RETIFICAÇÃO DE NOME E GÊNERO: mais de 25 trans realizaram o procedimento em Rondônia
“Foi como tirar uma máscara e me afirmar como cidadão”
Por Joshua Lacerda
A alteração de nome e gênero, sem a realização de cirurgia de redesignação de sexo, laudo psiquiátrico ou ação judicial foi facilitada pelo Supremo Tribunal Federal (STF), tornando o processo mais acessível às pessoas transgênero desde 2018. 29 pessoas trans em Rondônia, de 2018 até agosto de 2023, realizaram a retificação em seus registros civis, segundo a Associação de Registradores Civis das Pessoas Naturais do Brasil (ARPEN-BR).

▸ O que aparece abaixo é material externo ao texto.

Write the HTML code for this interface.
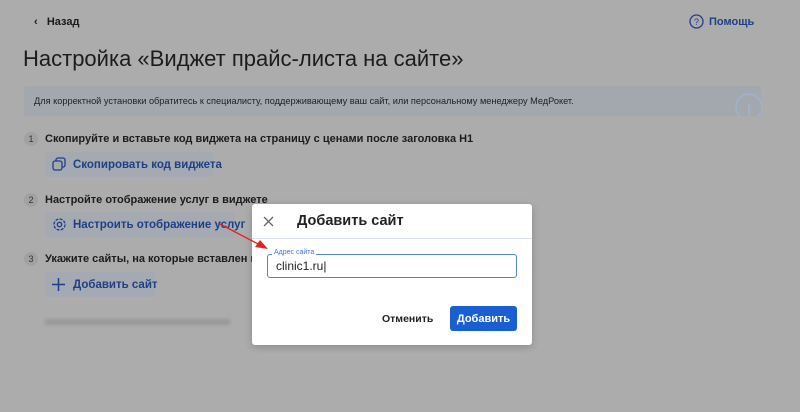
<!DOCTYPE html>
<html><head><meta charset="utf-8"><style>
*{margin:0;padding:0;box-sizing:border-box}
body{width:800px;height:412px;background:#acacac;font-family:"Liberation Sans",sans-serif;position:relative;overflow:hidden;color:#1a1a1a}
.a{position:absolute;white-space:nowrap}
.btn{position:absolute;white-space:nowrap;background:#a4a9b2;border-radius:3px;color:#1f3f86;font-size:11.5px;font-weight:bold;height:25px;line-height:27px;padding-left:28px}
.num{position:absolute;width:14px;height:14px;border-radius:7px;background:#a1a1a1;font-size:9px;line-height:14px;text-align:center;color:#333}
.st{font-size:11px;font-weight:bold;color:#1c1c1c}
</style></head><body>
<div class="a" style="left:34px;top:16px;font-size:11px;font-weight:bold">‹&nbsp;&nbsp; Назад</div>
<svg class="a" style="left:689px;top:14px" width="15" height="15"><circle cx="7.5" cy="7.5" r="6.5" fill="none" stroke="#1f3f86" stroke-width="1.3"/><text x="7.5" y="11" font-size="9" text-anchor="middle" fill="#1f3f86" font-family="Liberation Sans">?</text></svg>
<div class="a" style="left:709px;top:16px;font-size:11px;font-weight:bold;color:#1f3f86">Помощь</div>
<div class="a" style="left:23px;top:46px;font-size:22px;color:#1c1c1c">Настройка «Виджет прайс-листа на сайте»</div>
<div class="a" style="left:24px;top:86px;width:737px;height:30px;background:#a3a7ae;border-radius:2px"></div>
<div class="a" style="left:34px;top:96px;font-size:9.2px;color:#222">Для корректной установки обратитесь к специалисту, поддерживающему ваш сайт, или персональному менеджеру МедРокет.</div>
<svg class="a" style="left:732px;top:90px" width="30" height="26"><circle cx="17" cy="17" r="13" fill="none" stroke="#9fb0c8" stroke-width="2"/><rect x="16" y="13" width="2" height="12" fill="#9fb0c8"/></svg>
<div class="num" style="left:24px;top:132px">1</div>
<div class="a st" style="left:45px;top:133px">Скопируйте и вставьте код виджета на страницу с ценами после заголовка H1</div>
<div class="btn" style="left:45px;top:152px;width:168px">Скопировать код виджета</div>
<svg class="a" style="left:52px;top:157px" width="14" height="14"><rect x="4" y="1" width="9" height="9" rx="2" fill="none" stroke="#1f3f86" stroke-width="1.3"/><rect x="1" y="4" width="9" height="9" rx="2" fill="#a4a9b2" stroke="#1f3f86" stroke-width="1.3"/></svg>
<div class="num" style="left:24px;top:193px">2</div>
<div class="a st" style="left:45px;top:194px">Настройте отображение услуг в виджете</div>
<div class="btn" style="left:45px;top:212px;width:190px">Настроить отображение услуг</div>
<svg class="a" style="left:52px;top:217px" width="15" height="15"><circle cx="7.5" cy="7.5" r="2.2" fill="none" stroke="#1f3f86" stroke-width="1.3"/><circle cx="7.5" cy="7.5" r="5.5" fill="none" stroke="#1f3f86" stroke-width="1.3" stroke-dasharray="3 1.3"/></svg>
<div class="num" style="left:24px;top:252px">3</div>
<div class="a st" style="left:45px;top:253px">Укажите сайты, на которые вставлен код</div>
<div class="btn" style="left:45px;top:272px;width:110px">Добавить сайт</div>
<svg class="a" style="left:52px;top:278px" width="13" height="13"><path d="M6.5 0V13M0 6.5H13" stroke="#1f3f86" stroke-width="1.5"/></svg>
<div class="a" style="left:45px;top:319px;width:185px;height:6px;background:#999;filter:blur(1.5px)"></div>
<div class="a" style="left:252px;top:204px;width:280px;height:141px;background:#fff;border-radius:3px;box-shadow:0 2px 8px rgba(0,0,0,.2)"></div>
<svg class="a" style="left:263px;top:216px" width="11" height="11"><path d="M1 1L10 10M10 1L1 10" stroke="#666" stroke-width="1.3"/></svg>
<div class="a" style="left:297px;top:213px;font-size:14.5px;font-weight:bold;color:#222">Добавить сайт</div>
<div class="a" style="left:252px;top:238px;width:280px;height:1px;background:#dde3ec"></div>
<div class="a" style="left:267px;top:254px;width:250px;height:24px;border:1px solid #5b82cc;border-radius:3px"></div>
<div class="a" style="left:272px;top:249px;font-size:7px;color:#4a72c8;background:#fff;padding:0 2px">Адрес сайта</div>
<div class="a" style="left:276px;top:259px;font-size:12px;color:#222">clinic1.ru|</div>
<div class="a" style="left:382px;top:313px;font-size:10.5px;font-weight:bold;color:#222">Отменить</div>
<div class="a" style="left:450px;top:306px;width:67px;height:25px;background:#1a5fd1;border-radius:3px;color:#fff;font-size:11px;font-weight:bold;text-align:center;line-height:26px">Добавить</div>
<svg class="a" style="left:0;top:0" width="800" height="412"><line x1="218" y1="223" x2="262" y2="246" stroke="#e8201a" stroke-width="1.3"/><polygon points="268,249 255,247 260,240" fill="#e8201a"/></svg>
</body></html>
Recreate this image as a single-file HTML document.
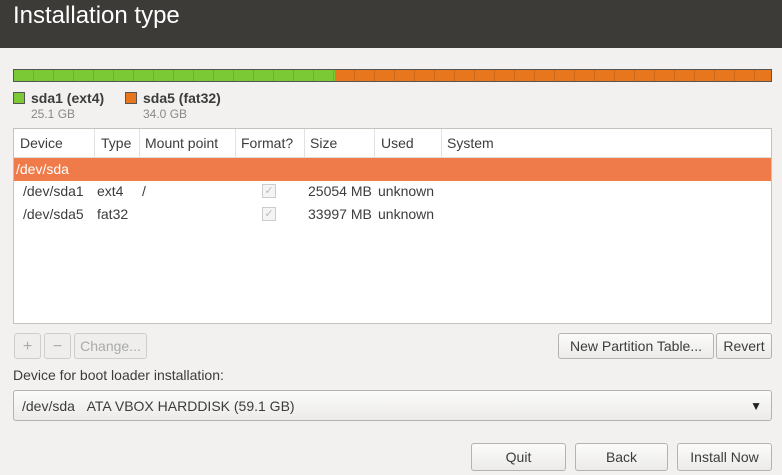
<!DOCTYPE html>
<html><head><style>
*{box-sizing:border-box;margin:0;padding:0}
body{width:782px;height:475px;background:#f2f1f0;font-family:"Liberation Sans",sans-serif;font-size:14px;color:#3c3c3c;position:relative;overflow:hidden}
.a{position:absolute}
.title{left:0;top:0;width:782px;height:48px;background:#3c3b37;color:#fff;font-size:24px;padding:2px 13px}
.bar{left:13px;top:69px;width:759px;height:13px;border:1px solid #555;overflow:hidden}
.g{left:0;top:0;width:321px;height:13px;background:#7bc935;background-image:repeating-linear-gradient(90deg,transparent 0 19px,rgba(0,0,0,.12) 19px 20px)}
.o{left:321px;top:0;width:440px;height:13px;background:#e8761c;background-image:repeating-linear-gradient(90deg,transparent 0 19px,rgba(0,0,0,.12) 19px 20px)}
.btn{border:1px solid #b5b3ae;border-radius:3px;background:linear-gradient(#fbfbfa,#ecebe9);text-align:center;line-height:25px;color:#3c3c3c}
.dis{color:#aaa;border-color:#cfcdc9;background:#efeeec}
.tbl{left:13px;top:128px;width:759px;height:196px;background:#fff;border:1px solid #c4c2bd}
.hd{height:29px;border-bottom:1px solid #ddd;position:relative}
.hd span{position:absolute;top:6px}
.sep{position:absolute;top:0;width:1px;height:28px;background:#e2e1df}
.chk{display:inline-block;width:14px;height:14px;border:1px solid #ccc;background:#f4f4f4;color:#bbb;font-size:11px;line-height:12px;text-align:center}
</style></head><body>
<div class="a title">Installation type</div>
<div class="a bar"><div class="a g"></div><div class="a o"></div></div>
<div class="a" style="left:13px;top:92px;width:12px;height:12px;background:#7bc935;border:1px solid #555"></div>
<div class="a" style="left:31px;top:90px;font-weight:bold;font-size:14px">sda1 (ext4)</div>
<div class="a" style="left:31px;top:107px;font-size:12px;color:#888">25.1 GB</div>
<div class="a" style="left:125px;top:92px;width:12px;height:12px;background:#e8761c;border:1px solid #555"></div>
<div class="a" style="left:143px;top:90px;font-weight:bold;font-size:14px">sda5 (fat32)</div>
<div class="a" style="left:143px;top:107px;font-size:12px;color:#888">34.0 GB</div>
<div class="a tbl">
 <div class="hd">
  <span style="left:6px">Device</span><div class="sep" style="left:80px"></div>
  <span style="left:87px">Type</span><div class="sep" style="left:125px"></div>
  <span style="left:131px">Mount point</span><div class="sep" style="left:221px"></div>
  <span style="left:227px">Format?</span><div class="sep" style="left:290px"></div>
  <span style="left:296px">Size</span><div class="sep" style="left:360px"></div>
  <span style="left:367px">Used</span><div class="sep" style="left:427px"></div>
  <span style="left:433px">System</span>
 </div>
 <div style="height:23px;background:#ef7b4a;color:#fff;padding:3px 2px">/dev/sda</div>
 <div class="a" style="left:9px;top:54px">/dev/sda1</div><div class="a" style="left:83px;top:54px">ext4</div><div class="a" style="left:128px;top:54px">/</div><div class="a" style="left:248px;top:55px;line-height:0"><span class="chk">✓</span></div><div class="a" style="left:294px;top:54px">25054 MB</div><div class="a" style="left:364px;top:54px">unknown</div>
 <div class="a" style="left:9px;top:77px">/dev/sda5</div><div class="a" style="left:83px;top:77px">fat32</div><div class="a" style="left:248px;top:78px;line-height:0"><span class="chk">✓</span></div><div class="a" style="left:294px;top:77px">33997 MB</div><div class="a" style="left:364px;top:77px">unknown</div>
</div>
<div class="a btn dis" style="left:14px;top:333px;width:27px;height:26px;font-size:16px">+</div>
<div class="a btn dis" style="left:44px;top:333px;width:27px;height:26px;font-size:16px">−</div>
<div class="a btn dis" style="left:74px;top:333px;width:73px;height:26px">Change...</div>
<div class="a btn" style="left:558px;top:333px;width:156px;height:26px">New Partition Table...</div>
<div class="a btn" style="left:716px;top:333px;width:56px;height:26px">Revert</div>
<div class="a" style="left:13px;top:367px">Device for boot loader installation:</div>
<div class="a btn" style="left:13px;top:390px;width:759px;height:31px;text-align:left;padding:0 8px;line-height:30px">/dev/sda&nbsp;&nbsp;&nbsp;ATA VBOX HARDDISK (59.1 GB)<span style="position:absolute;right:9px;top:0;font-size:12px;color:#222">▼</span></div>
<div class="a btn" style="left:471px;top:443px;width:95px;height:28px;line-height:27px">Quit</div>
<div class="a btn" style="left:575px;top:443px;width:93px;height:28px;line-height:27px">Back</div>
<div class="a btn" style="left:677px;top:443px;width:95px;height:28px;line-height:27px">Install Now</div>
</body></html>
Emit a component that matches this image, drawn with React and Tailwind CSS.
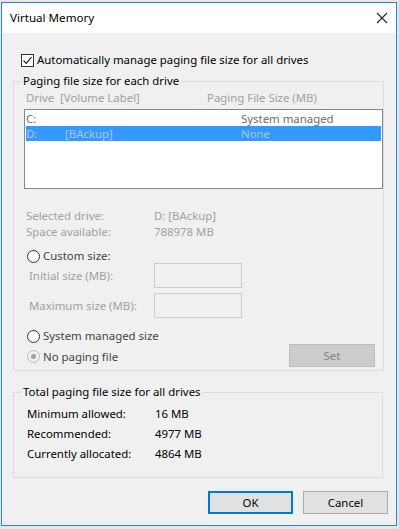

A mudança era um sonho de muitos e se tornou uma realidade, como no caso da estoquista de depósito, Angel Lopes, de 22 anos, que realizou a alteração em 2019. Ela conta que ter um nome vai além de uma simples identificação, é a validação da sua identidade para sociedade e enfatiza a importância do processo de retificação de prenome e marcador de gênero na sua vida.
É uma questão de ter sua própria identidade validada e se enxergar como pessoa com direitos e não uma fantasia”, comentou.

Assim como Angel Lopes se sentiu realizada após o processo, o advogado Dionísio Descry também experimentou da mesma sensação. Ele é o primeiro homem trans a ter o nome social registrado na carteira da Ordem dos Advogados do Brasil (OAB), em Rondônia.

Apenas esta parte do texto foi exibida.